▶ **STATED EXERCISE**
Reproduce the listing below exactly, minus its pictures.

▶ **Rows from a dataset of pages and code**
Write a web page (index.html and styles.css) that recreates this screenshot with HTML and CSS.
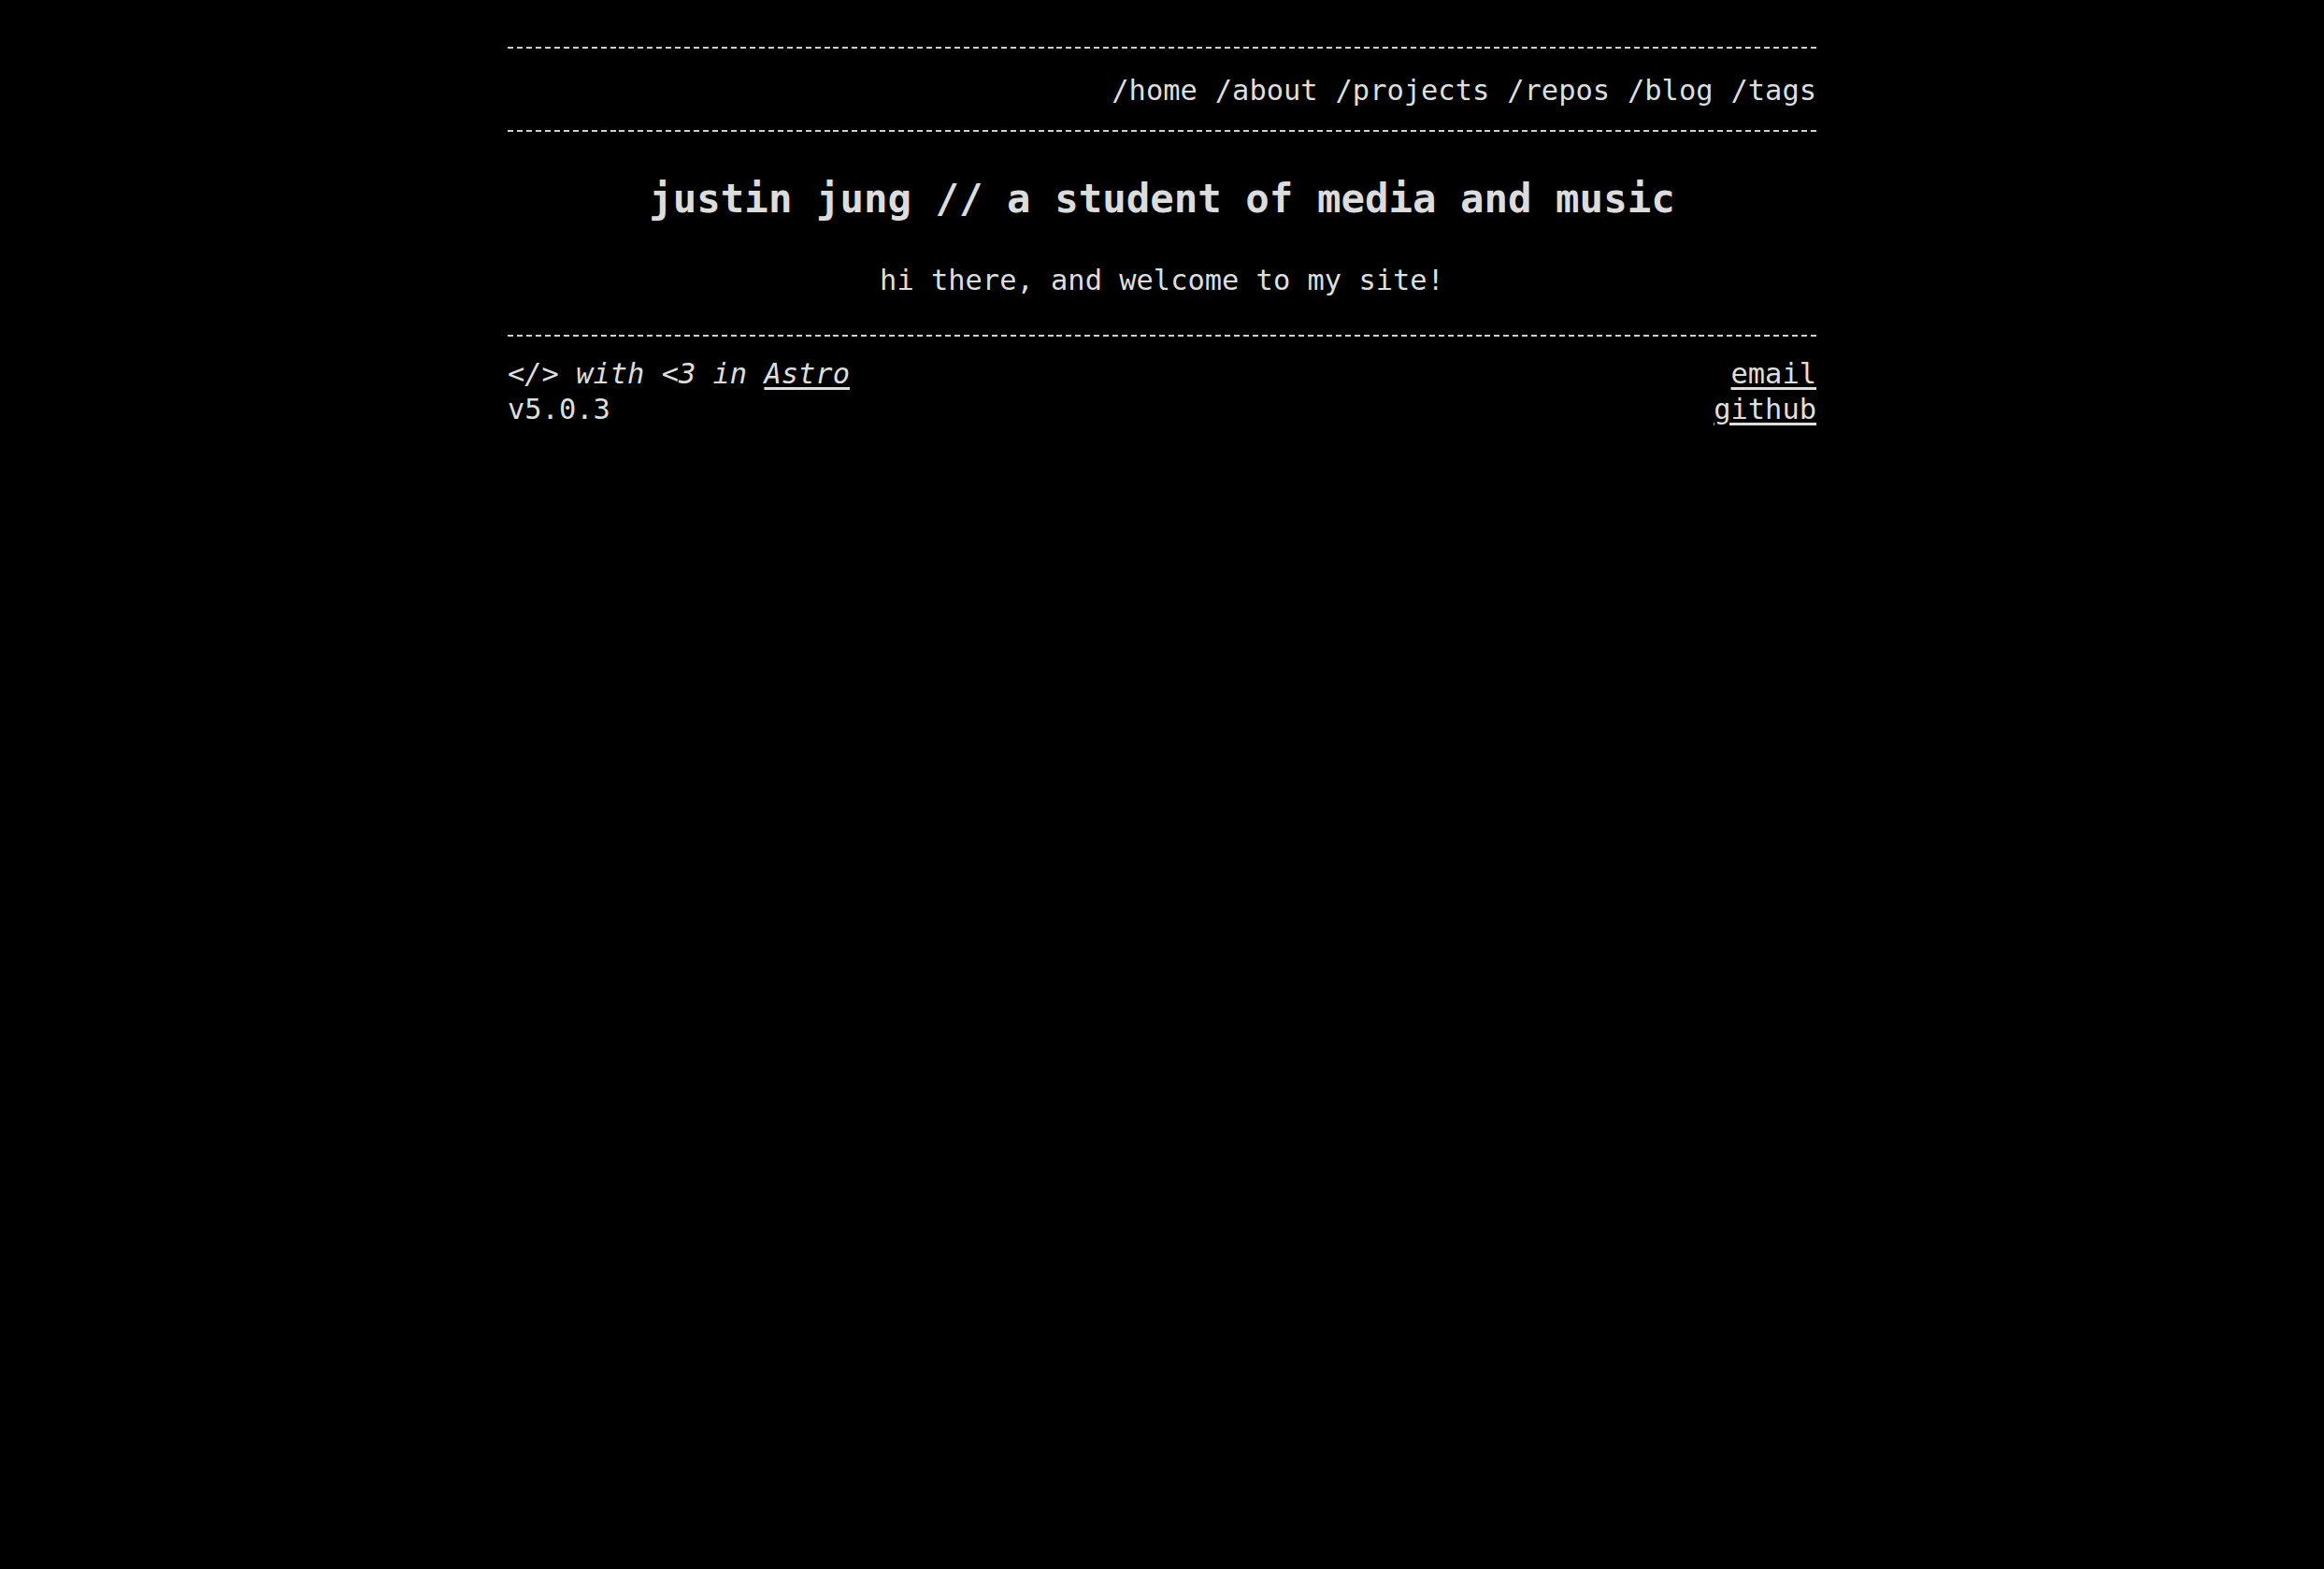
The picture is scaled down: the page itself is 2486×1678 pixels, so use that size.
FILE: index.html
```html
<!DOCTYPE html>
<html lang="en">
<head>
<meta charset="utf-8">
<title>justin jung</title>
<link rel="stylesheet" href="styles.css">
</head>
<body>
<div class="page">
  <header class="site-header">
    <div class="rule"></div>
    <nav class="nav">
      <a href="#">/home</a>
      <a href="#">/about</a>
      <a href="#">/projects</a>
      <a href="#">/repos</a>
      <a href="#">/blog</a>
      <a href="#">/tags</a>
    </nav>
    <div class="rule"></div>
  </header>
  <main class="intro">
    <h1 class="title">justin jung // a student of media and music</h1>
    <p class="welcome">hi there, and welcome to my site!</p>
  </main>
  <div class="rule"></div>
  <footer class="site-footer">
    <div class="footer-left">
      <div class="made"><em>&lt;/&gt; with &lt;3 in <a href="#">Astro</a></em></div>
      <div class="version">v5.0.3</div>
    </div>
    <div class="footer-right">
      <a href="#">email</a>
      <a href="#">github</a>
    </div>
  </footer>
</div>
</body>
</html>
```

FILE: styles.css
```css
html, body {
  background: #000;
}
body {
  margin: 0;
  color: #dedede;
  font-family: "DejaVu Sans Mono", "Liberation Mono", monospace;
  font-size: 30.4px;
  line-height: 38px;
}
a {
  color: inherit;
}
.page {
  width: 1400px;
  margin: 0 auto;
  padding-top: 50px;
}
.rule {
  height: 2px;
  background: repeating-linear-gradient(to right, #cfcfcf 0 6px, transparent 6px 9.957px);
}
.nav {
  display: flex;
  justify-content: flex-end;
  gap: 19px;
  padding: 26px 0 23px;
}
.nav a {
  text-decoration: none;
}
.intro {
  text-align: center;
  padding: 46px 0 39px;
}
.title {
  margin: 0;
  font-size: 42.4px;
  line-height: 51px;
  font-weight: bold;
  color: #dcdcdc;
}
.welcome {
  margin: 43px 0 0;
}
.site-footer {
  display: flex;
  justify-content: space-between;
  padding-top: 21px;
}
.footer-right {
  display: flex;
  flex-direction: column;
  align-items: flex-end;
}
.made a, .footer-right a {
  text-decoration: underline;
  text-underline-offset: 4px;
}
```
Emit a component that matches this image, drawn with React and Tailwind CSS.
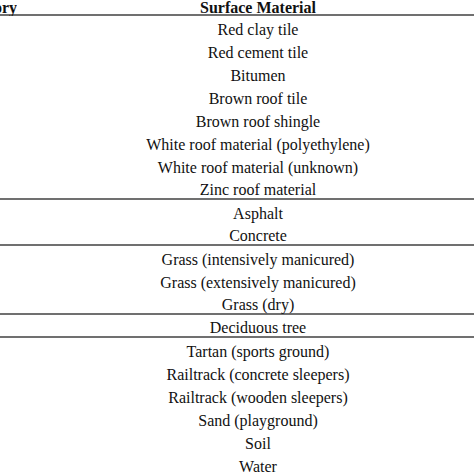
const groups = [
  [
    'Red clay tile',
    'Red cement tile',
    'Bitumen',
    'Brown roof tile',
    'Brown roof shingle',
    'White roof material (polyethylene)',
    'White roof material (unknown)',
    'Zinc roof material',
  ],
  ['Asphalt', 'Concrete'],
  ['Grass (intensively manicured)', 'Grass (extensively manicured)', 'Grass (dry)'],
  ['Deciduous tree'],
  [
    'Tartan (sports ground)',
    'Railtrack (concrete sleepers)',
    'Railtrack (wooden sleepers)',
    'Sand (playground)',
    'Soil',
    'Water',
  ],
];

export default function App() {
  return (
    <div className="w-[474px] h-[474px] overflow-hidden bg-white text-[#111] text-[16px] leading-none" style={{ fontFamily: '"Liberation Serif", "Times New Roman", serif' }}>
      <div className="w-[520px]">
        <div className="flex h-[16px] border-b-2 border-[#707070] items-start font-bold">
          <div className="w-[17px] overflow-hidden flex justify-end whitespace-nowrap">Category</div>
          <div className="w-[482px] text-center">Surface Material</div>
        </div>
        {groups.map((rows, gi) => (
          <div key={gi} className={gi < groups.length - 1 ? 'border-b-2 border-[#707070]' : ''}>
            {rows.map((r, i) => (
              <div
                key={r}
                className={`flex items-center pt-[4px] ${i === rows.length - 1 && gi < groups.length - 1 ? 'h-[21px]' : 'h-[23px]'}`}
              >
                <div className="w-[17px]" />
                <div className="w-[482px] text-center whitespace-nowrap">{r}</div>
              </div>
            ))}
          </div>
        ))}
      </div>
    </div>
  );
}
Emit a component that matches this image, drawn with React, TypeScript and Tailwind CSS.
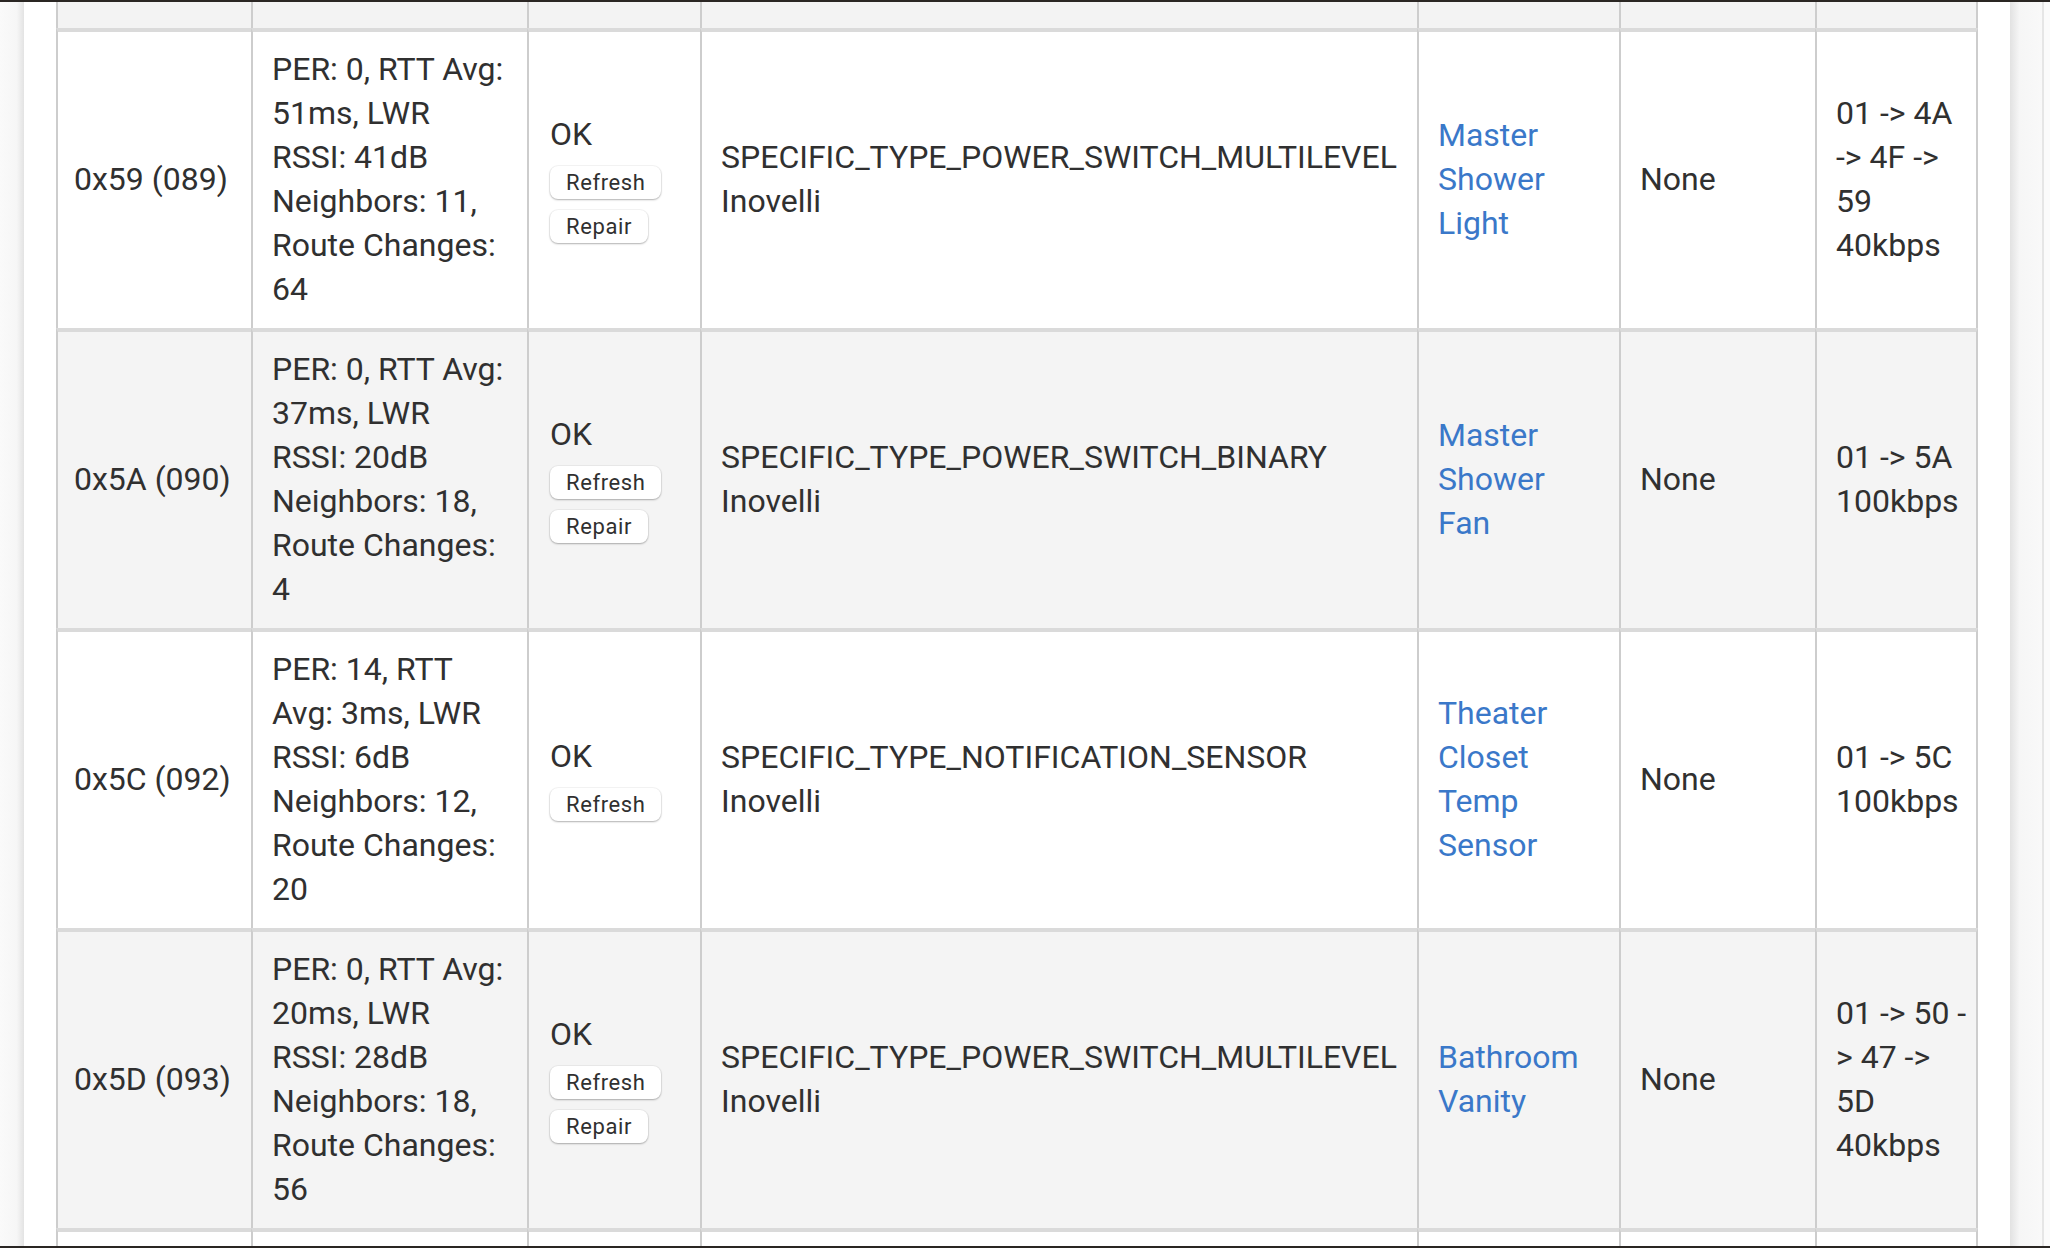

▶ **ANSWER FOR THIS EXERCISE**
Write a web page (index.html and styles.css) that recreates this screenshot with HTML and CSS.
The picture is scaled down: the page itself is 2486×1678 pixels, so use that size.
FILE: index.html
```html
<!DOCTYPE html>
<html lang="en">
<head>
<meta charset="utf-8">
<title>justin jung</title>
<link rel="stylesheet" href="styles.css">
</head>
<body>
<div class="page">
  <header class="site-header">
    <div class="rule"></div>
    <nav class="nav">
      <a href="#">/home</a>
      <a href="#">/about</a>
      <a href="#">/projects</a>
      <a href="#">/repos</a>
      <a href="#">/blog</a>
      <a href="#">/tags</a>
    </nav>
    <div class="rule"></div>
  </header>
  <main class="intro">
    <h1 class="title">justin jung // a student of media and music</h1>
    <p class="welcome">hi there, and welcome to my site!</p>
  </main>
  <div class="rule"></div>
  <footer class="site-footer">
    <div class="footer-left">
      <div class="made"><em>&lt;/&gt; with &lt;3 in <a href="#">Astro</a></em></div>
      <div class="version">v5.0.3</div>
    </div>
    <div class="footer-right">
      <a href="#">email</a>
      <a href="#">github</a>
    </div>
  </footer>
</div>
</body>
</html>
```

FILE: styles.css
```css
html, body {
  background: #000;
}
body {
  margin: 0;
  color: #dedede;
  font-family: "DejaVu Sans Mono", "Liberation Mono", monospace;
  font-size: 30.4px;
  line-height: 38px;
}
a {
  color: inherit;
}
.page {
  width: 1400px;
  margin: 0 auto;
  padding-top: 50px;
}
.rule {
  height: 2px;
  background: repeating-linear-gradient(to right, #cfcfcf 0 6px, transparent 6px 9.957px);
}
.nav {
  display: flex;
  justify-content: flex-end;
  gap: 19px;
  padding: 26px 0 23px;
}
.nav a {
  text-decoration: none;
}
.intro {
  text-align: center;
  padding: 46px 0 39px;
}
.title {
  margin: 0;
  font-size: 42.4px;
  line-height: 51px;
  font-weight: bold;
  color: #dcdcdc;
}
.welcome {
  margin: 43px 0 0;
}
.site-footer {
  display: flex;
  justify-content: space-between;
  padding-top: 21px;
}
.footer-right {
  display: flex;
  flex-direction: column;
  align-items: flex-end;
}
.made a, .footer-right a {
  text-decoration: underline;
  text-underline-offset: 4px;
}
```
Emit a component that matches this image, drawn with React and Tailwind CSS.
const groups = [
  [
    'Red clay tile',
    'Red cement tile',
    'Bitumen',
    'Brown roof tile',
    'Brown roof shingle',
    'White roof material (polyethylene)',
    'White roof material (unknown)',
    'Zinc roof material',
  ],
  ['Asphalt', 'Concrete'],
  ['Grass (intensively manicured)', 'Grass (extensively manicured)', 'Grass (dry)'],
  ['Deciduous tree'],
  [
    'Tartan (sports ground)',
    'Railtrack (concrete sleepers)',
    'Railtrack (wooden sleepers)',
    'Sand (playground)',
    'Soil',
    'Water',
  ],
];

export default function App() {
  return (
    <div className="w-[474px] h-[474px] overflow-hidden bg-white text-[#111] text-[16px] leading-none" style={{ fontFamily: '"Liberation Serif", "Times New Roman", serif' }}>
      <div className="w-[520px]">
        <div className="flex h-[16px] border-b-2 border-[#707070] items-start font-bold">
          <div className="w-[17px] overflow-hidden flex justify-end whitespace-nowrap">Category</div>
          <div className="w-[482px] text-center">Surface Material</div>
        </div>
        {groups.map((rows, gi) => (
          <div key={gi} className={gi < groups.length - 1 ? 'border-b-2 border-[#707070]' : ''}>
            {rows.map((r, i) => (
              <div
                key={r}
                className={`flex items-center pt-[4px] ${i === rows.length - 1 && gi < groups.length - 1 ? 'h-[21px]' : 'h-[23px]'}`}
              >
                <div className="w-[17px]" />
                <div className="w-[482px] text-center whitespace-nowrap">{r}</div>
              </div>
            ))}
          </div>
        ))}
      </div>
    </div>
  );
}
Emit a component that matches this image, drawn with React, TypeScript and Tailwind CSS.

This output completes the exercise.